About me
Introduction
Before i had the chance to play or own any video game, i got a few electronic games, mainly from my mom working at Tandy. Some of them:
- The classic Tetris one,
- A game where you control a car (left and right only) and keep going faster with multiple lanes and cars to avoid,
- That "100s games in 1" handheld where these hundreds were not really different games but different modes instead, but still good enough.
I don't recall the exact timeline, but after that, i played various games on a Macintosh my father had. I recall one in particular, BeeBop II, a breakout game. Along with MozPong. There were also some grayscale games like an air hockey game, Shufflepuck (Café?). Maybe on a previous Macintosh he had and gave me, not sure. Apparently though, i had the bad habit to leave it crashed to avoid the long process a full reinstallation with the 5-6 floppy disks was.
I'll not do a full history here, and it'd be redundant content with what you can find under "Games and genres". But some big moments in there were when i got a Nintendo 64 with Super Mario 64 + Diddy Kong Racing, and the Game Boy Color with Pokémon Blue.
Video games never left me since then. And i can't wait to see them keep growing.
The need to create
At some point, i wanted to create. It manifested as learning web development. Kinda still related to games in a way, as i did a site referencing sites like Prizee or Kadokado, where there were games made in Flash and you could win some gifts. Little anecdotes on both of these 2 sites:
- Prizee: They made their own codes you'd normally get by Audiotel (billing systems by phone, like Allopass). Except they were only 5-6 characters and already stored in their database, not generated on-the-fly, so easily brute-forceable. Sadly, i was quite young at this moment and used a Flash files (.swf) modifier shortly before, so that put the spotlight on my account, and they asked me to return the few hundreds euros i earned with the brute-forcing of codes, and i did.

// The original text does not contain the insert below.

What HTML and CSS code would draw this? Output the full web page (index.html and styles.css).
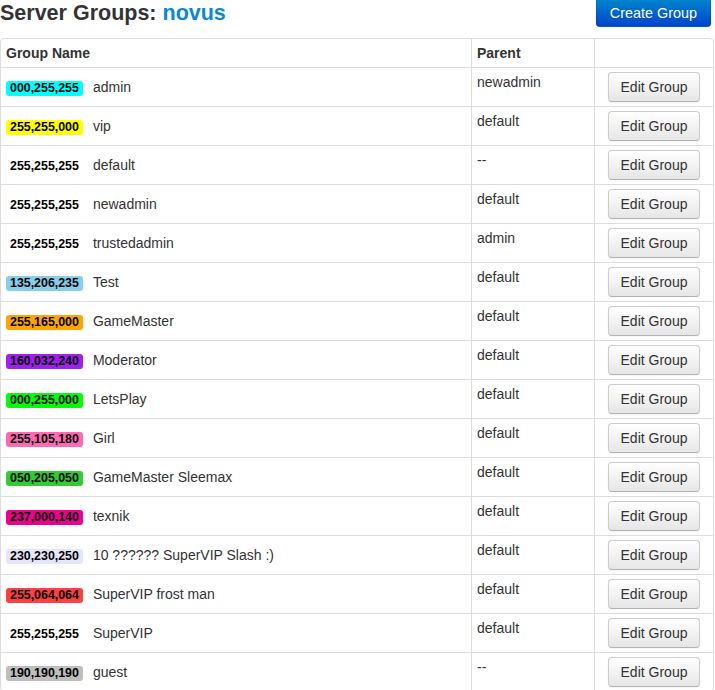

Bug bounties didn't really exist back then, and even to this day, saying to a company there's a vulnerability somewhere isn't exempt of risk... But they found out eventually, if i recall correctly.

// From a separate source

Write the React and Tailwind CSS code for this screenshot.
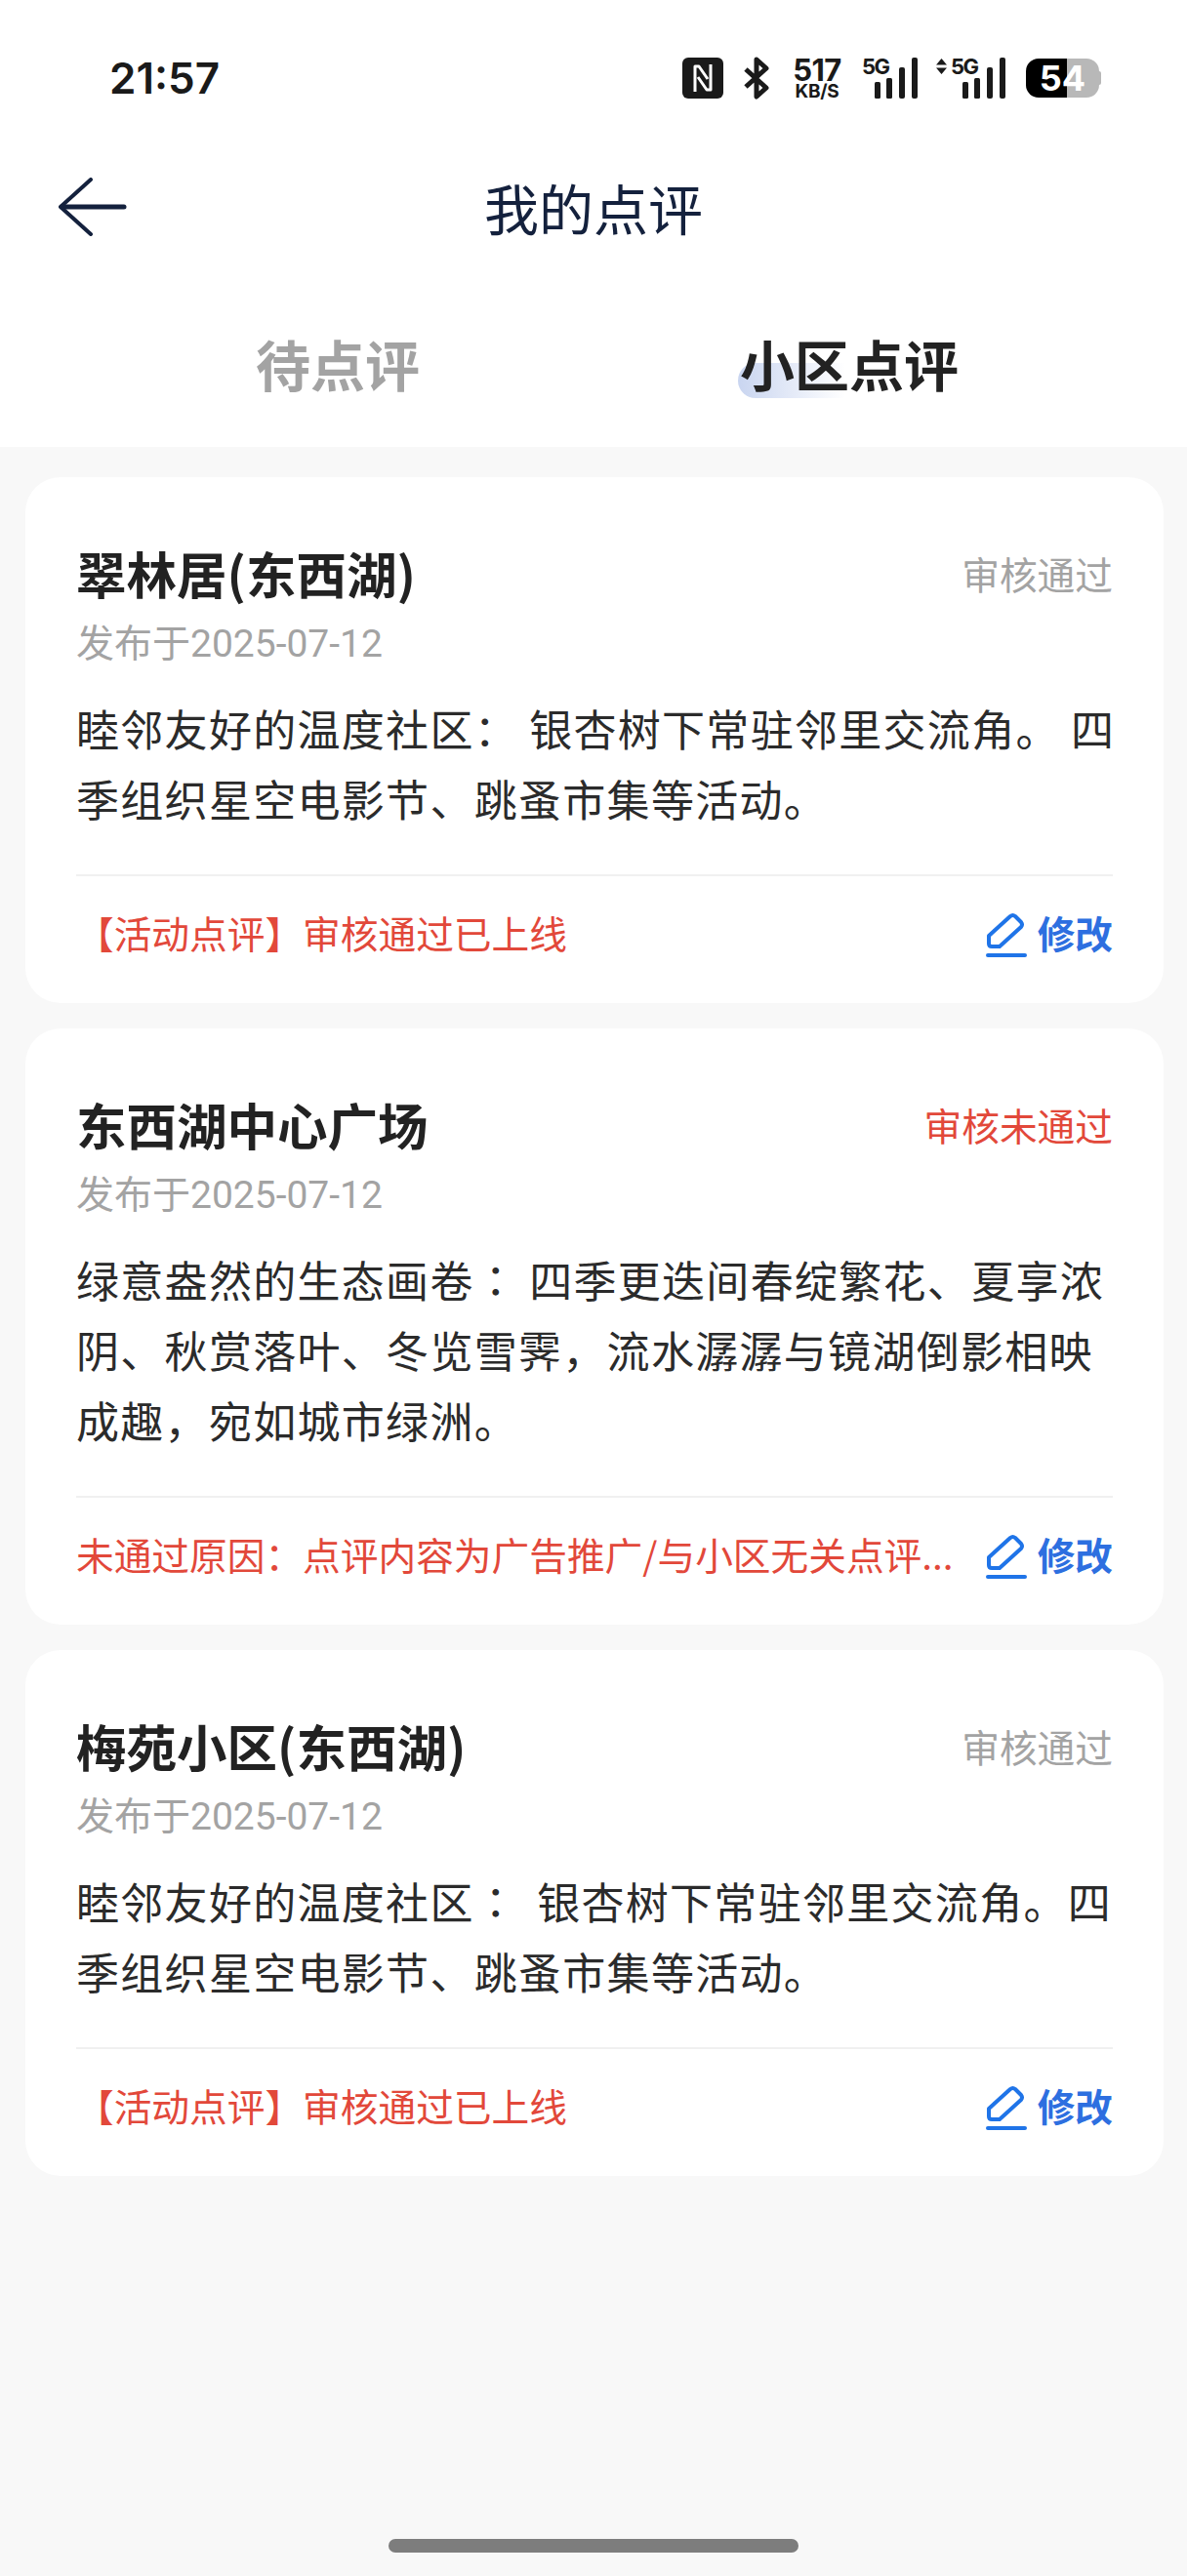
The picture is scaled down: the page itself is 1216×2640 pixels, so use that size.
const reviews = [
  {
    name: "翠林居(东西湖)",
    status: "审核通过",
    rejected: false,
    lead: "睦邻友好的温度社区",
    colon: "plain",
    body: " 银杏树下常驻邻里交流角。 四季组织星空电影节、跳蚤市集等活动。",
    note: "【活动点评】审核通过已上线",
  },
  {
    name: "东西湖中心广场",
    status: "审核未通过",
    rejected: true,
    lead: "绿意盎然的生态画卷",
    colon: "centered",
    body: " 四季更迭间春绽繁花、夏享浓阴、秋赏落叶、冬览雪霁，流水潺潺与镜湖倒影相映成趣，宛如城市绿洲。",
    note: "未通过原因：点评内容为广告推广/与小区无关点评...",
  },
  {
    name: "梅苑小区(东西湖)",
    status: "审核通过",
    rejected: false,
    lead: "睦邻友好的温度社区",
    colon: "wide",
    body: " 银杏树下常驻邻里交流角。四季组织星空电影节、跳蚤市集等活动。",
    note: "【活动点评】审核通过已上线",
  },
];

const Signal = () => (
  <svg width="44" height="42" viewBox="0 0 44 42" fill="#1a1a1a">
    <rect x="0" y="25" width="6" height="17" rx="1.5" />
    <rect x="12" y="21" width="6" height="21" rx="1.5" />
    <rect x="25" y="10" width="6" height="32" rx="2" />
    <rect x="38" y="0" width="6" height="42" rx="2" />
  </svg>
);

const StatusBar = () => (
  <div className="h-[158px] flex items-center justify-between pl-[112px] pr-[90px] pt-[2px] font-['Inter','Roboto',sans-serif]">
    <span className="text-[44px] font-semibold leading-none text-[#1a1a1a]">21:57</span>
    <div className="flex items-center h-[44px]">
      {/* NFC */}
      <svg width="42" height="42" viewBox="0 0 42 42" className="mr-[21px]">
        <rect width="42" height="42" rx="6" fill="#1a1a1a" />
        <path d="M13 35V9h4l9 13M29 7v26h-4l-9-13" fill="none" stroke="#fff" strokeWidth="3" strokeLinejoin="round" />
      </svg>
      {/* bluetooth */}
      <svg width="26" height="44" viewBox="0 0 26 44" fill="none" stroke="#1a1a1a" strokeWidth="5" className="mr-[23px]">
        <path d="M2 13l21 19-10 9V3l10 9L2 31" strokeLinejoin="round" />
      </svg>
      <div className="w-[52px] mr-[20px] flex flex-col items-center font-bold text-[#1a1a1a] leading-none">
        <span className="text-[31px] leading-[27px] tracking-[-0.5px]">517</span>
        <span className="text-[19px] leading-[17px] tracking-[-0.3px]">KB/S</span>
      </div>
      <div className="relative w-[57px] h-[42px] mr-[19px] flex justify-end">
        <span className="absolute left-0 top-0 text-[22px] leading-[18px] font-bold text-[#1a1a1a] tracking-[-1.5px]">5G</span>
        <Signal />
      </div>
      <div className="relative w-[71px] h-[42px] mr-[21px] flex justify-end">
        <svg width="11" height="16" viewBox="0 0 11 16" fill="#1a1a1a" className="absolute left-0 top-[1px]">
          <path d="M5.5 0L11 6.5H0zM5.5 16L0 9.5h11z" />
        </svg>
        <span className="absolute left-[15px] top-0 text-[22px] leading-[18px] font-bold text-[#1a1a1a] tracking-[-1.5px]">5G</span>
        <Signal />
      </div>
      <div className="relative w-[75px] h-[40px] flex items-center justify-center rounded-[13px] bg-[linear-gradient(90deg,#000_0,#000_42px,#b8b8b8_42px,#b8b8b8_100%)] text-white text-[36px] font-bold leading-none">
        54
        <span className="absolute right-[-2px] top-[13px] w-[2px] h-[14px] rounded-r-full bg-[#b8b8b8]" />
      </div>
    </div>
  </div>
);

const NavBar = () => (
  <div className="h-[108px] flex items-center justify-between pl-[60px] pr-[60px]">
    <svg width="70" height="60" viewBox="0 0 70 60" fill="none" stroke="#14213d" strokeLinecap="round" strokeLinejoin="round">
      <path d="M33 2L2 30l31 28" strokeWidth="4" />
      <path d="M3 30h64" strokeWidth="5" />
    </svg>
    <h1 className="text-[56px] leading-none text-[#14213d]">我的点评</h1>
    <div className="w-[70px]" />
  </div>
);

const Tabs = () => (
  <div className="h-[192px] pt-[20px] grid grid-cols-2 px-[84px] items-center text-[56px] leading-none font-bold">
    <div className="text-center text-[#a3a3a3]">待点评</div>
    <div className="text-center text-[#222222]">
      <span className="relative inline-block">
        <span className="absolute left-[-2px] bottom-[-8px] h-[36px] w-[110px] rounded-l-full bg-[linear-gradient(90deg,#c9d5f0,#ffffff)]" />
        <span className="relative">小区点评</span>
      </span>
    </div>
  </div>
);

const EditIcon = () => (
  <svg width="42" height="46" viewBox="0 0 42 46" fill="none" stroke="#1f74e8" className="mr-[11px] mt-[6px]">
    <path d="M3 24L25 4q2.500-2 5 0l6 6q2 2.500 0 5L14 35H6q-3 0-3-3z" strokeWidth="4" strokeLinejoin="round" />
    <path d="M2 44h38" strokeWidth="4" strokeLinecap="round" />
  </svg>
);

const Colon = ({ kind }) => {
  if (kind === "plain") return <span>：</span>;
  return (
    <span lang="zh-TW" className={`font-['Noto_Sans_CJK_TC',sans-serif] ${kind === "wide" ? "mr-[8px]" : ""}`}>：</span>
  );
};

const ReviewCard = ({ review }) => (
  <div className="bg-white rounded-[36px] px-[52px] pt-[62px] pb-[42px]">
    <div className="flex items-center justify-between h-[72px]">
      <h2 className="text-[51.5px] font-bold leading-[72px] text-[#222222]">{review.name}</h2>
      <span className={`text-[38.7px] leading-[56px] ${review.rejected ? "text-[#e2483a]" : "text-[#a3a3a3]"}`}>{review.status}</span>
    </div>
    <p className="mt-[9px] text-[39px] leading-[56px] text-[#a3a3a3] font-['Roboto','Noto_Sans_CJK_SC',sans-serif]">发布于2025-07-12</p>
    <p className="mt-[22px] -mr-[6px] text-[44px] leading-[72px] tracking-[1.3px] text-[#2b2b2b] whitespace-pre-wrap">
      {review.lead}
      <Colon kind={review.colon} />
      {review.body}
    </p>
    <div className="mt-[42px] border-t-2 border-[#f0f0f0] pt-[26px] flex items-center justify-between h-[90px]">
      <span className="whitespace-nowrap text-[38.7px] leading-[56px] text-[#e2483a]">{review.note}</span>
      <span className="flex items-center text-[38.7px] leading-[56px] font-bold text-[#2d6fe0]">
        <EditIcon />
        修改
      </span>
    </div>
  </div>
);

export default function App() {
  return (
    <div lang="zh-CN" className="w-[1216px] h-[2640px] bg-[#f8f8f8] flex flex-col font-['Noto_Sans_CJK_SC',sans-serif]">
      <div className="bg-white h-[458px]">
        <StatusBar />
        <NavBar />
        <Tabs />
      </div>
      <div className="flex flex-col gap-[26px] pl-[26px] pr-[24px] pt-[31px]">
        {reviews.map((review) => (
          <ReviewCard key={review.name} review={review} />
        ))}
      </div>
      <div className="mt-auto mb-[24px] mx-auto w-[420px] h-[14px] rounded-full bg-[#7d7d7d]" />
    </div>
  );
}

- Kadokado: Referral programs were a big part of all these sites. It turns out i had so many red gems, thanks to all the players who used my link to sign up and bought gems to play more, i couldn't use them all myself. A deal was made with Motion-Twin and someone who contacted me for my account as account sharing wasn't tolerated, which is quite common. Either all the red gems would be lost or all the referred. We kept the gems, and he played for a while on it. He was insane on the games, and we shared a bit the gifts won.
That aside, i then wanted to create a site myself with games. We did this adventure in duo, and it didn't go as far as i wanted regarding the games. Mainly due to issues with service providers, so we ended up on the games part with scratching games mostly, but it lasted a few years.
Where we at
I kept coding, helped here and there like the Ultime Décathlon, a seasonal speedrunning event lasting 4-5 months with 10 games to learn. First by helping a bit with the spreadsheets, then by creating a site for the next season with the help of Anxest for the web design. Quickly joined by a few more developers who had been working on it since.

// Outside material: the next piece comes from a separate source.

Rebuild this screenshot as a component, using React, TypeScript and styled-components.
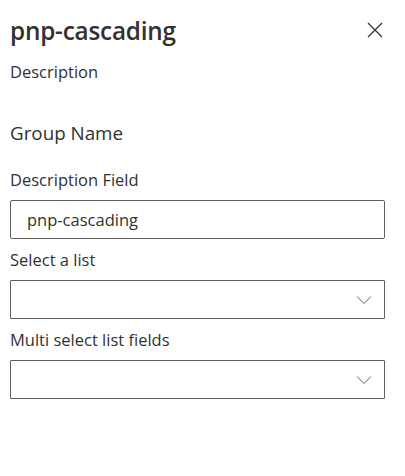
import React from "react";
import styled, { createGlobalStyle } from "styled-components";

const Global = createGlobalStyle`
  html, body { margin: 0; padding: 0; background: #fff; }
  body { font-family: "Open Sans", "Noto Sans", "Liberation Sans", sans-serif; color: #323130; }
`;

const Pane = styled.div`
  width: 405px;
  height: 476px;
  box-sizing: border-box;
  padding: 0 20px 0 10px;
  display: flex;
  flex-direction: column;
`;

const Header = styled.div`
  display: flex;
  align-items: center;
  justify-content: space-between;
  height: 60px;
`;

const Title = styled.h1`
  margin: 0;
  font-size: 24.3px;
  font-weight: 600;
  color: #323130;
  letter-spacing: -0.2px;
`;

const CloseButton = styled.button`
  border: 0;
  background: transparent;
  padding: 0;
  width: 20px;
  height: 20px;
  display: flex;
  align-items: center;
  justify-content: center;
  cursor: pointer;
`;

const Description = styled.div`
  font-size: 16.5px;
  color: #323130;
  line-height: 20px;
  margin-top: 2px;
`;

const GroupName = styled.div`
  font-size: 18.8px;
  color: #323130;
  line-height: 24px;
  margin-top: 39px;
  margin-bottom: 20px;
`;

const Field = styled.div`
  display: flex;
  flex-direction: column;
  margin-bottom: 6px;
`;

const Label = styled.label`
  font-size: 16.5px;
  line-height: 20px;
  color: #323130;
  padding: 5px 0 10px;
`;

const TextBox = styled.div`
  height: 39px;
  box-sizing: border-box;
  border: 1px solid #605e5c;
  border-radius: 2px;
  display: flex;
  align-items: center;
  padding: 0 16px;
  font-size: 16.5px;
  color: #323130;
`;

const Dropdown = styled.div`
  height: 39px;
  box-sizing: border-box;
  border: 1px solid #605e5c;
  border-radius: 1px;
  display: flex;
  align-items: center;
  justify-content: flex-end;
  padding: 0 12px;
`;

const Chevron = () => (
  <svg width="16" height="10" viewBox="0 0 16 10">
    <path d="M1 1.5 L8 8.5 L15 1.5" fill="none" stroke="#605e5c" strokeWidth="1" />
  </svg>
);

export default function App() {
  return (
    <>
      <Global />
      <Pane>
        <Header>
          <Title>pnp-cascading</Title>
          <CloseButton aria-label="Close">
            <svg width="16" height="16" viewBox="0 0 16 16">
              <path d="M1 1 L15 15 M15 1 L1 15" stroke="#323130" strokeWidth="1.2" />
            </svg>
          </CloseButton>
        </Header>
        <Description>Description</Description>
        <GroupName>Group Name</GroupName>
        <Field>
          <Label>Description Field</Label>
          <TextBox>pnp-cascading</TextBox>
        </Field>
        <Field>
          <Label>Select a list</Label>
          <Dropdown>
            <Chevron />
          </Dropdown>
        </Field>
        <Field>
          <Label>Multi select list fields</Label>
          <Dropdown>
            <Chevron />
          </Dropdown>
        </Field>
      </Pane>
    </>
  );
}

Web development was already starting to be quite boring to me though, and that's why i'm now offering my services here, mainly game design consulting. What passionate me the most in video games is the gameplay, and i like to help whenever i can. So this made the most sense to me.
Years after years, the more games i played, the more i've been able to better analyze them and see the issues some have. A double-edged skill to have when you just want to enjoy a game you play, but a helpful one i want to put at your disposal.